Znacznie bardziej klarowną sytuację mamy w notowaniach EURUSD. Po wybiciu wsparć na poziomie 1,4260 i 1,4218 notowania kontynuowały zniżkę, potwierdzając, iż umocnienie euro z przełomu roku było odreagowaniem grudniowych spadków. Ważnym wydarzeniem w trakcie wczorajszych notowań było odwrócenie się rynku spod poziomu 1,4218, czyli klasyczna zamiana wsparcia w opór. Dla inwestorów, którzy nie zajęli pozycji wcześniej (wybicie 1,4218 było raczej niezdecydowane), mogło to być zachętą do opowiedzenia się po krótkiej stronie rynku.
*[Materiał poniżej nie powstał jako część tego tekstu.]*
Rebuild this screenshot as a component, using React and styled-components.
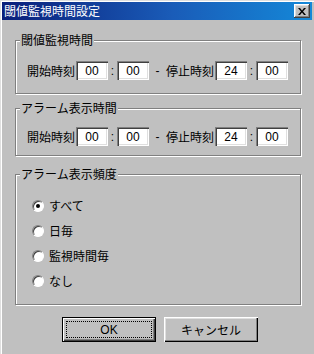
import React from "react";
import styled, { createGlobalStyle } from "styled-components";

const Global = createGlobalStyle`
  html, body { margin: 0; padding: 0; background: #c0c0c0; }
  body { font-family: "Liberation Sans", "Noto Sans CJK JP", sans-serif; font-size: 12px; color: #000; }
  * { box-sizing: border-box; }
`;

const Window = styled.div`
  width: 314px;
  height: 354px;
  background: #c0c0c0;
  box-shadow: inset 1px 1px #dfdfdf, inset 2px 2px #fff;
  padding: 2px 2px 0 2px;
  display: flex;
  flex-direction: column;
  overflow: hidden;
`;

const TitleBar = styled.div`
  height: 18px;
  background: linear-gradient(90deg, #0a1f7a 0%, #1a5cb8 55%, #1488d8 100%);
  display: flex;
  align-items: center;
  justify-content: space-between;
  padding: 0 2px 0 2px;
`;

const TitleText = styled.span`
  color: #fff;
  font-family: "Noto Sans CJK JP", sans-serif;
  font-size: 12px;
  line-height: 14px;
  letter-spacing: 0;
`;

const CloseButton = styled.div`
  width: 16px;
  height: 14px;
  background: #c0c0c0;
  box-shadow: inset -1px -1px #404040, inset 1px 1px #fff, inset -2px -2px #808080, inset 2px 2px #dfdfdf;
  display: flex;
  align-items: center;
  justify-content: center;
`;

const Body = styled.div`
  flex: 1;
  display: flex;
  flex-direction: column;
  padding: 0 11px 0 13px;
`;

const Group = styled.div`
  position: relative;
  margin-top: ${(p) => p.$mt}px;
  height: ${(p) => p.$h}px;
  border: 1px solid #808080;
  box-shadow: inset 1px 1px #fff, 1px 1px #fff;
  padding: ${(p) => p.$pad};
`;

const Legend = styled.span`
  position: absolute;
  left: 4px;
  top: -8px;
  padding: 0 1px 0 1px;
  background: #c0c0c0;
  font-family: "Noto Sans CJK JP", sans-serif;
  font-size: 12px;
  line-height: 14px;
`;

const TimeRow = styled.div`
  display: flex;
  align-items: center;
  height: 19px;
`;

const Label = styled.span`
  font-family: "Noto Sans CJK JP", sans-serif;
  font-size: 12px;
  line-height: 14px;
  white-space: nowrap;
`;

const Field = styled.div`
  width: 32px;
  height: 19px;
  margin-left: ${(p) => p.$ml || 0}px;
  background: #fff;
  box-shadow: inset 1px 1px #808080, inset 2px 2px #404040, inset -1px -1px #fff, inset -2px -2px #dfdfdf;
  display: flex;
  align-items: center;
  justify-content: center;
  font-family: "Liberation Sans", sans-serif;
  font-size: 12px;
  padding-top: 1px;
`;

const Sep = styled.span`
  width: ${(p) => p.$w}px;
  text-align: center;
  font-family: "Liberation Sans", sans-serif;
  font-size: 12px;
`;

const RadioList = styled.div`
  display: flex;
  flex-direction: column;
  gap: 13px;
`;

const RadioRow = styled.div`
  display: flex;
  align-items: center;
  height: 12px;
  gap: 5px;
`;

const RadioCircle = styled.div`
  width: 12px;
  height: 12px;
  border-radius: 50%;
  background: #fff;
  border: 1px solid #808080;
  border-right-color: #fff;
  border-bottom-color: #fff;
  display: flex;
  align-items: center;
  justify-content: center;
  box-shadow: inset 1px 1px #404040;
`;

const Dot = styled.div`
  width: 4px;
  height: 4px;
  border-radius: 50%;
  background: #000;
`;

const ButtonRow = styled.div`
  display: flex;
  justify-content: center;
  gap: 8px;
  margin-top: 12px;
  padding-left: 4px;
`;

const Button = styled.div`
  width: 94px;
  height: 25px;
  background: #c0c0c0;
  display: flex;
  align-items: center;
  justify-content: center;
  font-family: "Liberation Sans", "Noto Sans CJK JP", sans-serif;
  font-size: 12px;
  position: relative;
  border: ${(p) => (p.$default ? "1px solid #000" : "none")};
  box-shadow: ${(p) =>
    p.$default
      ? "inset 1px 1px #fff, inset -1px -1px #404040, inset -2px -2px #808080"
      : "inset 1px 1px #fff, inset -1px -1px #000, inset -2px -2px #808080, inset 2px 2px #dfdfdf"};
`;

const Focus = styled.div`
  position: absolute;
  inset: 3px;
  border: 1px dotted #000;
`;

function XIcon() {
  return (
    <svg width="8" height="7" viewBox="0 0 8 7">
      <path d="M0 0h2l2 2.5L6 0h2L5 3.5 8 7H6L4 4.5 2 7H0l3-3.5z" fill="#000" />
    </svg>
  );
}

function TimeFields() {
  return (
    <TimeRow>
      <Label>開始時刻</Label>
      <Field $ml={1}>00</Field>
      <Sep $w={9}>:</Sep>
      <Field>00</Field>
      <Sep $w={17}>-</Sep>
      <Label>停止時刻</Label>
      <Field $ml={1}>24</Field>
      <Sep $w={9}>:</Sep>
      <Field>00</Field>
    </TimeRow>
  );
}

const options = ["すべて", "日毎", "監視時間毎", "なし"];

export default function App() {
  return (
    <>
      <Global />
      <Window>
        <TitleBar>
          <TitleText>閾値監視時間設定</TitleText>
          <CloseButton>
            <XIcon />
          </CloseButton>
        </TitleBar>
        <Body>
          <Group $mt={20} $h={54} $pad="20px 0 0 11px">
            <Legend>閾値監視時間</Legend>
            <TimeFields />
          </Group>
          <Group $mt={14} $h={48} $pad="18px 0 0 11px">
            <Legend>アラーム表示時間</Legend>
            <TimeFields />
          </Group>
          <Group $mt={18} $h={131} $pad="25px 0 0 16px">
            <Legend>アラーム表示頻度</Legend>
            <RadioList>
              {options.map((o, i) => (
                <RadioRow key={o}>
                  <RadioCircle>{i === 0 && <Dot />}</RadioCircle>
                  <Label>{o}</Label>
                </RadioRow>
              ))}
            </RadioList>
          </Group>
          <ButtonRow>
            <Button $default>
              <Focus />
              OK
            </Button>
            <Button>キャンセル</Button>
          </ButtonRow>
        </Body>
      </Window>
    </>
  );
}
Zniesienie Fibo na poziomie 1,4118 nie było przeszkodą dla niedźwiedzi, co oznacza, że rynek może zatrzymać się dopiero na poziomie 1,40. Sytuacji w krótkim terminie zdaje się nie zmieniać fakt, iż aktualnie czynniki fundamentalne nie przemawiają specjalnie za umocnieniem amerykańskiej waluty.

Reklama

W dniu dzisiejszym czekają nas kolejne istotne wyniki. Przed sesją poda je Goldman Sachs (godz. 14.00, oczekiwany zysk na akcję 5,24 USD), po sesji zaś Google (oczekiwany zysk na akcję 6,43 USD). Wyniki Goldmana może nie mają już tak istotnego znaczenia jak w minionym roku, kiedy były one niejako barometrem sytuacji na rynkach finansowych, jednak ich wpływ na notowania ciągle może być niebagatelny. Inwestorzy mają spore oczekiwania również wobec wyników Googla, który powinien był zyskiwać m.in. na rosnącej sprzedaży Internetowej i ożywieniu rynku reklam w sieci.
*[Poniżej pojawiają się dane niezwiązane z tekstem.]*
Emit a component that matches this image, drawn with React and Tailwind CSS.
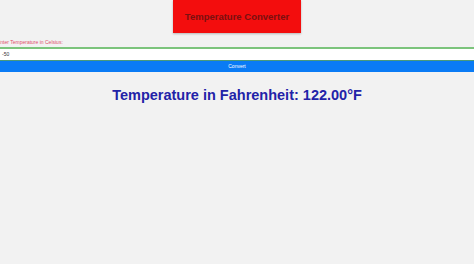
export default function App() {
  return (
    <div className="min-h-[264px] w-full bg-[#f2f2f2] font-['Liberation_Sans',Arial,sans-serif]">
      <div className="flex justify-center">
        <div className="flex h-[33px] w-[128px] items-center justify-center bg-[#f30d0d] shadow-[0_1px_2px_rgba(0,0,0,0.25)]">
          <h1 className="text-[9.5px] font-bold leading-none text-[#7a1010]">Temperature Converter</h1>
        </div>
      </div>
      <div className="mt-[6px] flex flex-col">
        <label className="-ml-[3px] text-[5px] leading-[6px] text-[#e0506a]">Enter Temperature in Celsius:</label>
        <div className="mt-[2px] flex h-[14px] items-center border-t-2 border-b border-t-[#7cc47c] border-b-[#4a9a7a] bg-white px-[2px] text-[5px] text-[#333]">
          -50
        </div>
        <div className="flex h-[11px] items-center justify-center bg-[#0a7bf5] text-[5px] text-white">
          Convert
        </div>
      </div>
      <div className="mt-[14px] flex justify-center">
        <h2 className="text-[14.5px] font-bold leading-[18px] text-[#2222a8]">Temperature in Fahrenheit: 122.00°F</h2>
      </div>
    </div>
  );
}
W cieniu tych wyników będą dane z USA, tj. tygodniowe dane z rynku pracy (14.30, konsensus 441 tys. nowych bezrobotnych) oraz indeks aktywności w rejonie Filadelfii (16.00, konsensus 18,2 pkt.). W Polsce o godzinie 14.00 podane będą dane o produkcji przemysłowej (konsensus +11% R/R, nasza prognoza 10,2%), PPI (konsensus +2,2%, nasza prognoza +2,3%) i inflacji bazowej (nasza prognoza 2,5%). Przy sporym odchyleniu dynamiki produkcji od konsensusu dane mogą mieć pewien wpływ na notowania złotego, jednak inwestorzy będą przede wszystkim wypatrywać reakcji rynków globalnych na publikowane jednocześnie wyniki banku Goldman Sachs.